* Begin RECORDS PROVIDED *
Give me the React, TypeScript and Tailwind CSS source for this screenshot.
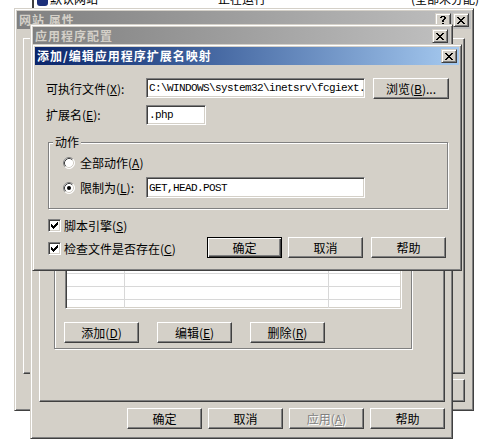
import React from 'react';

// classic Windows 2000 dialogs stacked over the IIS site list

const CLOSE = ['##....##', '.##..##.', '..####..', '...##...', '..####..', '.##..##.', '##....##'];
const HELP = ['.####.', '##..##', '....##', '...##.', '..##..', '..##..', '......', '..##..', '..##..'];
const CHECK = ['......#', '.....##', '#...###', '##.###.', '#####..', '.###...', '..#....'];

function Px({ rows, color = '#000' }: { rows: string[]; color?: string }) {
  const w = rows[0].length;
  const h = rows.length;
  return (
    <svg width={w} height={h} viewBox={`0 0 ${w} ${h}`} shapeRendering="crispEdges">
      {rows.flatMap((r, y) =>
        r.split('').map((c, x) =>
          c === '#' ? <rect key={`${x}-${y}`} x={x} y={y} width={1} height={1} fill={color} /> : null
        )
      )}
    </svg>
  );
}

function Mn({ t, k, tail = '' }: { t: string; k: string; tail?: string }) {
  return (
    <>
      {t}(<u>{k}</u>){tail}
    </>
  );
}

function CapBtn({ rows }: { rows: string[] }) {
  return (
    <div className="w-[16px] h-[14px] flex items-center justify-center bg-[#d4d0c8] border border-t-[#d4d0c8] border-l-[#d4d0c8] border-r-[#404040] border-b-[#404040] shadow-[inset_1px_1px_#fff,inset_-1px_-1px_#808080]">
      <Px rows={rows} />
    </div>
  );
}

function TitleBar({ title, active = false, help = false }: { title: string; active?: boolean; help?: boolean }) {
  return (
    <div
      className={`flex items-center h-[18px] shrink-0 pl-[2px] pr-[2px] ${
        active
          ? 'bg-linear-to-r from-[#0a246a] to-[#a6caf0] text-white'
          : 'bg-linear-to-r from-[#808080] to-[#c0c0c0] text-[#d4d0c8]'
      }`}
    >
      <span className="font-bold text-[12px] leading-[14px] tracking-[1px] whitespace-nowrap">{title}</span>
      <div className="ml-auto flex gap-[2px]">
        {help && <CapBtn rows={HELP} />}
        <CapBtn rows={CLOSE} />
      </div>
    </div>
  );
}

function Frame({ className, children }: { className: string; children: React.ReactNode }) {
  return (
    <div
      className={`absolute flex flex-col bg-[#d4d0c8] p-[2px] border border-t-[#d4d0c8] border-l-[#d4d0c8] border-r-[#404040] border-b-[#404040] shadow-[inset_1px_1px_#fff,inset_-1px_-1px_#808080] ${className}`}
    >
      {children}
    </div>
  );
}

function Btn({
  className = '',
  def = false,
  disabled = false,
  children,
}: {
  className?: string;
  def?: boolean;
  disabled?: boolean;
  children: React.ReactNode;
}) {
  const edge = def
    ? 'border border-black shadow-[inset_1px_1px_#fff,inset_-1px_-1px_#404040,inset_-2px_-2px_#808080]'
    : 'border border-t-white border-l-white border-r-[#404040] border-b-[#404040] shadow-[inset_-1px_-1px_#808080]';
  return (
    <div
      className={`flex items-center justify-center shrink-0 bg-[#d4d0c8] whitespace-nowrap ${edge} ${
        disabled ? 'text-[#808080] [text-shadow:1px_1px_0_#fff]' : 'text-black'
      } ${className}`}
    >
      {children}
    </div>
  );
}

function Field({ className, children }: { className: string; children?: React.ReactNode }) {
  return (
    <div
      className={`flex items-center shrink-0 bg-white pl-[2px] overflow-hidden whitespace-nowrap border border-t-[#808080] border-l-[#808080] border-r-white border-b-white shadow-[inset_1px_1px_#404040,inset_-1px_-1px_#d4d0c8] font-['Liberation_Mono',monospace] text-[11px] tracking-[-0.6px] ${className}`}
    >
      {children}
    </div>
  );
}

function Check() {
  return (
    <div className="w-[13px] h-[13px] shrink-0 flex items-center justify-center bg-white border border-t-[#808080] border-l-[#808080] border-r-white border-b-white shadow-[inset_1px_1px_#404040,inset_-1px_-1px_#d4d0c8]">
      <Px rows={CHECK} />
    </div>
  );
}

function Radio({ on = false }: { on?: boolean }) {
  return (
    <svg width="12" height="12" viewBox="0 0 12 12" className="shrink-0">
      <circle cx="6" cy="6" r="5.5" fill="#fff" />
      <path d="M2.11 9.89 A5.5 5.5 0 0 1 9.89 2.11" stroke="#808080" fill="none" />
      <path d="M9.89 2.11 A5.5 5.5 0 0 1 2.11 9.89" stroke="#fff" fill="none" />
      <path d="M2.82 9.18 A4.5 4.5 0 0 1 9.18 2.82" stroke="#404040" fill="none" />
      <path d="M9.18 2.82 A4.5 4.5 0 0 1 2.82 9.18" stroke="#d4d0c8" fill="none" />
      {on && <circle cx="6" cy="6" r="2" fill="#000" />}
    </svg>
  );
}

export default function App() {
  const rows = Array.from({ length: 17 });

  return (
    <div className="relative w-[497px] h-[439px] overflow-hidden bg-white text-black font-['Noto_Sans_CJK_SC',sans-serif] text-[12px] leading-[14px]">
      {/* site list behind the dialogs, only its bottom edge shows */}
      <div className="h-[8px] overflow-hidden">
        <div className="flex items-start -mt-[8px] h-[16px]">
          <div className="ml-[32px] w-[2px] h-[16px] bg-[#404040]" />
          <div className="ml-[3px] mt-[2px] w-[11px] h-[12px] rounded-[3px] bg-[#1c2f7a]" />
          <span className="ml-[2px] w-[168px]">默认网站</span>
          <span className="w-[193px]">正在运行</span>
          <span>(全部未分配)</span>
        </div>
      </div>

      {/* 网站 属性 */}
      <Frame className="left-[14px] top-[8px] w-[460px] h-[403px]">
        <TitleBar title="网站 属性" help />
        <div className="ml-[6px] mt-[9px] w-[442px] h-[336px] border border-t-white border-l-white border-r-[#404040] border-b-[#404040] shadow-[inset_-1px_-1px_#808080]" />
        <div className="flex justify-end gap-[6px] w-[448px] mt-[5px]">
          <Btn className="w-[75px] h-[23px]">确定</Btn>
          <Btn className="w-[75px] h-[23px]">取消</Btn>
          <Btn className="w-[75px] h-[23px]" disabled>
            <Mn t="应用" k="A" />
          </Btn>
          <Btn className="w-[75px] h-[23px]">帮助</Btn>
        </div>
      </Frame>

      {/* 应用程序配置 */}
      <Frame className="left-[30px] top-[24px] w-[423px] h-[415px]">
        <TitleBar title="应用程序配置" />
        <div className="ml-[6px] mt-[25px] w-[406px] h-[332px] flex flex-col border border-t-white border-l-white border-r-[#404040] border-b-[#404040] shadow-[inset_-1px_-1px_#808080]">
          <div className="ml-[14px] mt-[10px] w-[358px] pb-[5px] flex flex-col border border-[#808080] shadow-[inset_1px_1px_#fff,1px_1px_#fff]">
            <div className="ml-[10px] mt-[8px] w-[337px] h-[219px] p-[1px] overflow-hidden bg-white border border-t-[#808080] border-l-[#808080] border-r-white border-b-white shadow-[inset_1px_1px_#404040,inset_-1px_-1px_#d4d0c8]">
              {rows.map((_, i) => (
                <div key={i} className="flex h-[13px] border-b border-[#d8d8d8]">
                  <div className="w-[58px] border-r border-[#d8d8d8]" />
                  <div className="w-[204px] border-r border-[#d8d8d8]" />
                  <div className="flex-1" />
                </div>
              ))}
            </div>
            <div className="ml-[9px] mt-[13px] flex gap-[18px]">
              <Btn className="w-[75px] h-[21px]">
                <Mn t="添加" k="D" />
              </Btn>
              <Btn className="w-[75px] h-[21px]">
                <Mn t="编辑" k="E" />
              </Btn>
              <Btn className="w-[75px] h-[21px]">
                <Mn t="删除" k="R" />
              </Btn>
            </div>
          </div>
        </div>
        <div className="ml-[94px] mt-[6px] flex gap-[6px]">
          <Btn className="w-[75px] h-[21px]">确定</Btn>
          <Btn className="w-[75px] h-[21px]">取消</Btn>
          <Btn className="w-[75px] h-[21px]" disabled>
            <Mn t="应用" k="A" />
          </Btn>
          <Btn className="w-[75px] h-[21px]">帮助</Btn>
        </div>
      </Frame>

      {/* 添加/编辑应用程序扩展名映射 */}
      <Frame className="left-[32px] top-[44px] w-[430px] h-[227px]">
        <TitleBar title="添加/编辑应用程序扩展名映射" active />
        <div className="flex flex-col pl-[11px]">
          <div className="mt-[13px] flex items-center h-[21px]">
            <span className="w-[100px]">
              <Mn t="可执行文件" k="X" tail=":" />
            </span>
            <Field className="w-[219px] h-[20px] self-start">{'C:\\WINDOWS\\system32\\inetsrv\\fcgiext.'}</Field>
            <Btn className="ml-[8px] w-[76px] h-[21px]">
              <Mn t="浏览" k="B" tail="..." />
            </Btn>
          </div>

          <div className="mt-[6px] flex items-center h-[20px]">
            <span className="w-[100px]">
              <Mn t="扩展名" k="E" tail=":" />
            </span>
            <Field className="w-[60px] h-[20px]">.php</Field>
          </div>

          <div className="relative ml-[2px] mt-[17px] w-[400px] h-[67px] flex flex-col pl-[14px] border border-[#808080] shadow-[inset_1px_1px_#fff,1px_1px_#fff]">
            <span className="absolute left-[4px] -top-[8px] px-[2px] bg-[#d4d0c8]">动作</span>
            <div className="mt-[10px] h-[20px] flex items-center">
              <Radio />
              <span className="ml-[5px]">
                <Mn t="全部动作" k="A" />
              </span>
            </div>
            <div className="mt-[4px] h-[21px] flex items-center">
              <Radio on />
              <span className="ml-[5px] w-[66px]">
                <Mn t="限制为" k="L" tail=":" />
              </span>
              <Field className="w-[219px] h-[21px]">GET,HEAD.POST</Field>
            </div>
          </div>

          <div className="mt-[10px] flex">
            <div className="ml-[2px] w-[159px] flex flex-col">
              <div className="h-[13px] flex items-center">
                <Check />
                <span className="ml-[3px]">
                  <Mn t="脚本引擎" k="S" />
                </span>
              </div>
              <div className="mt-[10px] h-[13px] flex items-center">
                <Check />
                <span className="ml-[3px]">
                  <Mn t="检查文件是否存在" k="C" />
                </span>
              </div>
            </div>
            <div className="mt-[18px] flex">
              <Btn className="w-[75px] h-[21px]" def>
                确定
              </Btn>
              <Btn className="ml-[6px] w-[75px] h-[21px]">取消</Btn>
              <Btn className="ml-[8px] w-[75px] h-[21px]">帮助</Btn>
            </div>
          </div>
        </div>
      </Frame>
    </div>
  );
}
* End RECORDS PROVIDED *
* Begin RECORDS PROVIDED *
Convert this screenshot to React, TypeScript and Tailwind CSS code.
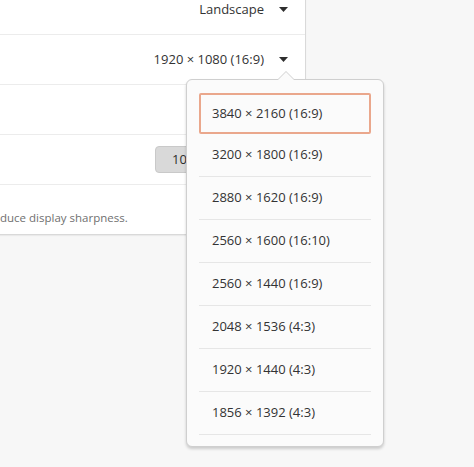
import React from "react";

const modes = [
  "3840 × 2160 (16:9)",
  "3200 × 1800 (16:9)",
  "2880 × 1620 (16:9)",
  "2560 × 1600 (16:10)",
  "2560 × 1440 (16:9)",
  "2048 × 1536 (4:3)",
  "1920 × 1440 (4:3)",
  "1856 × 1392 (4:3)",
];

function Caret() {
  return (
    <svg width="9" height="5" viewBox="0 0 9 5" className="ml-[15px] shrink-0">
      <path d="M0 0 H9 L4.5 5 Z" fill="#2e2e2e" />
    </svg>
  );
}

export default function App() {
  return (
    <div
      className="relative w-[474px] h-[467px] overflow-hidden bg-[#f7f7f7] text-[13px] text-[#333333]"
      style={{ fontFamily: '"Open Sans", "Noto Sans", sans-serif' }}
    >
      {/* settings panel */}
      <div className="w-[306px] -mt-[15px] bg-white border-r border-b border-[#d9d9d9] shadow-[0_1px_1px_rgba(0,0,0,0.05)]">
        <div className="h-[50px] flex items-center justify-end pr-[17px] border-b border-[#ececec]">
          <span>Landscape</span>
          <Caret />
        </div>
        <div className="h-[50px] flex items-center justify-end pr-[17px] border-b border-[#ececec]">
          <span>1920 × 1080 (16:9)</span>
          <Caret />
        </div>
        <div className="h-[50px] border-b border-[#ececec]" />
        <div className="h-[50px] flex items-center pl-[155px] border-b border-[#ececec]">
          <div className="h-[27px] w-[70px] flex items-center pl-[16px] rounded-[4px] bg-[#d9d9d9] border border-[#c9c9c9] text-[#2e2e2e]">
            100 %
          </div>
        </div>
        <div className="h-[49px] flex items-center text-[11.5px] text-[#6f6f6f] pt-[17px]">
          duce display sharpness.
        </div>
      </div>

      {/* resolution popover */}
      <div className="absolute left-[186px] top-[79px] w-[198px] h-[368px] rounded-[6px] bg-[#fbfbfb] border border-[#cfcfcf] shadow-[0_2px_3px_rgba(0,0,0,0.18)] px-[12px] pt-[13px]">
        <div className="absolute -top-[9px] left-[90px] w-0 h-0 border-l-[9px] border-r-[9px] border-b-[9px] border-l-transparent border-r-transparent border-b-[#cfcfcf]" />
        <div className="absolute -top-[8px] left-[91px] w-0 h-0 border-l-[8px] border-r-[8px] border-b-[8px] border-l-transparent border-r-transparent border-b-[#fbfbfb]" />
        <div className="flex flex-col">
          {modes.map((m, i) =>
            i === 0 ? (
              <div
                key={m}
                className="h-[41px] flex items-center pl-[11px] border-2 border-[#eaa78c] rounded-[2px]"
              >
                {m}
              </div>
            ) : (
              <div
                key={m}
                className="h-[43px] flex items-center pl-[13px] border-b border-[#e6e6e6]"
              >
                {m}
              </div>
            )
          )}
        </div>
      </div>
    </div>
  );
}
* End RECORDS PROVIDED *
* Begin RECORDS PROVIDED *
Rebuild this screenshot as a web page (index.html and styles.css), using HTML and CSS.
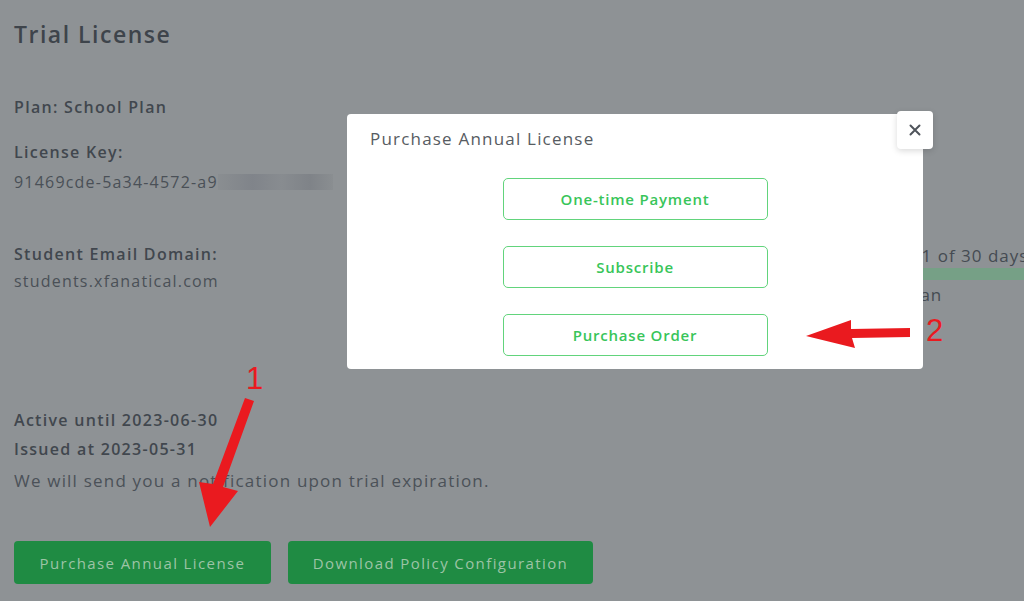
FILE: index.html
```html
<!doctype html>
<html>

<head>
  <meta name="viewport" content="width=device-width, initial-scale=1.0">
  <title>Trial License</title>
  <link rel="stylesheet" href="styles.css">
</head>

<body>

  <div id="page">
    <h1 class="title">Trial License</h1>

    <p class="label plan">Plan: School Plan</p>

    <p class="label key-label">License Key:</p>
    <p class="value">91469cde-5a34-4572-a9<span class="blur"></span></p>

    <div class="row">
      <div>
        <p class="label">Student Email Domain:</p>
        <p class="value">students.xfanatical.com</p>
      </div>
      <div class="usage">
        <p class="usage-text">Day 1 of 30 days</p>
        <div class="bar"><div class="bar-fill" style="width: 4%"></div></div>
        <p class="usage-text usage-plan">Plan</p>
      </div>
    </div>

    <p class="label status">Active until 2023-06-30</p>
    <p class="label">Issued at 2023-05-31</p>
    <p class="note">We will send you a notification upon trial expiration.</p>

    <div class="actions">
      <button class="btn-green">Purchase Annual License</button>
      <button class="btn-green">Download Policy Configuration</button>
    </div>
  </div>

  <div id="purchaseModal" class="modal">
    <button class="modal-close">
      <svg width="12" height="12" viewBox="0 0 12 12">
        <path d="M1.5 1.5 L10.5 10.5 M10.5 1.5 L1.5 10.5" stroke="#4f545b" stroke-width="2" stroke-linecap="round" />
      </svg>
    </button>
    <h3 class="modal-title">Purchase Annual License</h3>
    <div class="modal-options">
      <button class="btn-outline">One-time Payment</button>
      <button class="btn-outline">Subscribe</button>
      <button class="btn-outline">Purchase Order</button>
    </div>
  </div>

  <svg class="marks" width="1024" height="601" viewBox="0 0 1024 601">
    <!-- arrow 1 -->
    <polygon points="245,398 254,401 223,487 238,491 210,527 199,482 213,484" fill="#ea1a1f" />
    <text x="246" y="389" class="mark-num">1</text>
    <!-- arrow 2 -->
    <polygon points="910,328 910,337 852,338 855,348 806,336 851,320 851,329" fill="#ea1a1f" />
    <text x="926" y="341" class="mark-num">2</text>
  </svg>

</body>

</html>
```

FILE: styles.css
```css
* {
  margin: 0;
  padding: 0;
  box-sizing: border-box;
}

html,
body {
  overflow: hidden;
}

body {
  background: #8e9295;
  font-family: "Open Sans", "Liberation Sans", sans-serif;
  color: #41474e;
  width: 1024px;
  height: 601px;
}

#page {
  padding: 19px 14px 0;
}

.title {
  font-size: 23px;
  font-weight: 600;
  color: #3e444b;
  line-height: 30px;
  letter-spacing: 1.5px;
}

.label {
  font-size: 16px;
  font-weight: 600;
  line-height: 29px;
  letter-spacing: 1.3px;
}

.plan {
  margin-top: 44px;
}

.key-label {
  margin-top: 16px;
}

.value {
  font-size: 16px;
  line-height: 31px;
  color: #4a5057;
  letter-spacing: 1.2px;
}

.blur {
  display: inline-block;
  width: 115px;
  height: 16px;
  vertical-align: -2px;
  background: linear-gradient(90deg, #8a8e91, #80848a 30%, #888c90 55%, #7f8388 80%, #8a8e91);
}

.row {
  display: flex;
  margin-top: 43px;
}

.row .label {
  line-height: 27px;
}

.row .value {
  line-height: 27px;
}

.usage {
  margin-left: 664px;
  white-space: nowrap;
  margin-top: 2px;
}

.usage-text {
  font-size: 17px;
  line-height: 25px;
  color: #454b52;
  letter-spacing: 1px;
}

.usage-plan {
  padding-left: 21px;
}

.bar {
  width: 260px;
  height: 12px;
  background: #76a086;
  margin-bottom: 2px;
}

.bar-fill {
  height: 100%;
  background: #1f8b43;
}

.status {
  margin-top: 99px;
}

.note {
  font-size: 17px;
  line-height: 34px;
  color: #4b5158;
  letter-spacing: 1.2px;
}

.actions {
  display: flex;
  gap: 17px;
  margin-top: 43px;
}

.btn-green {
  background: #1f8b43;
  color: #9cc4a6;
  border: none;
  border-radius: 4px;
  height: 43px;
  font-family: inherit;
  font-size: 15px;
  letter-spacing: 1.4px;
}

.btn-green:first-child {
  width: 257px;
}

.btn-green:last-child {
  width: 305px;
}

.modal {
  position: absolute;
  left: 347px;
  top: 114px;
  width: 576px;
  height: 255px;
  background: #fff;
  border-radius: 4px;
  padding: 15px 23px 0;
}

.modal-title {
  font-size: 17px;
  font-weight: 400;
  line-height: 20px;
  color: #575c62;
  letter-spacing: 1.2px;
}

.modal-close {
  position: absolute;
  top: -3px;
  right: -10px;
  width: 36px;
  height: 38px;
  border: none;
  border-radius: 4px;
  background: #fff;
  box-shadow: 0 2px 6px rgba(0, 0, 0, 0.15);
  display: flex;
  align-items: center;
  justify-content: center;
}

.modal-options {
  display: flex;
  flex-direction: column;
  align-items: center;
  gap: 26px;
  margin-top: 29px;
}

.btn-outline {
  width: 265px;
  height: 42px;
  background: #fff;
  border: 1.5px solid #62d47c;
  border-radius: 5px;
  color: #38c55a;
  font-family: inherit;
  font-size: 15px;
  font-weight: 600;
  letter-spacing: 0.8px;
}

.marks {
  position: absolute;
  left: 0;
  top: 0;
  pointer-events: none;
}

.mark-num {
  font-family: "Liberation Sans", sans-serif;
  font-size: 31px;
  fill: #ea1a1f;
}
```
* End RECORDS PROVIDED *
**WRITTEN INSTRUCTION**
All lines above containing the string "TypeScript" are to be collected.

**WRITTEN REPLY**
Give me the React, TypeScript and Tailwind CSS source for this screenshot.
Convert this screenshot to React, TypeScript and Tailwind CSS code.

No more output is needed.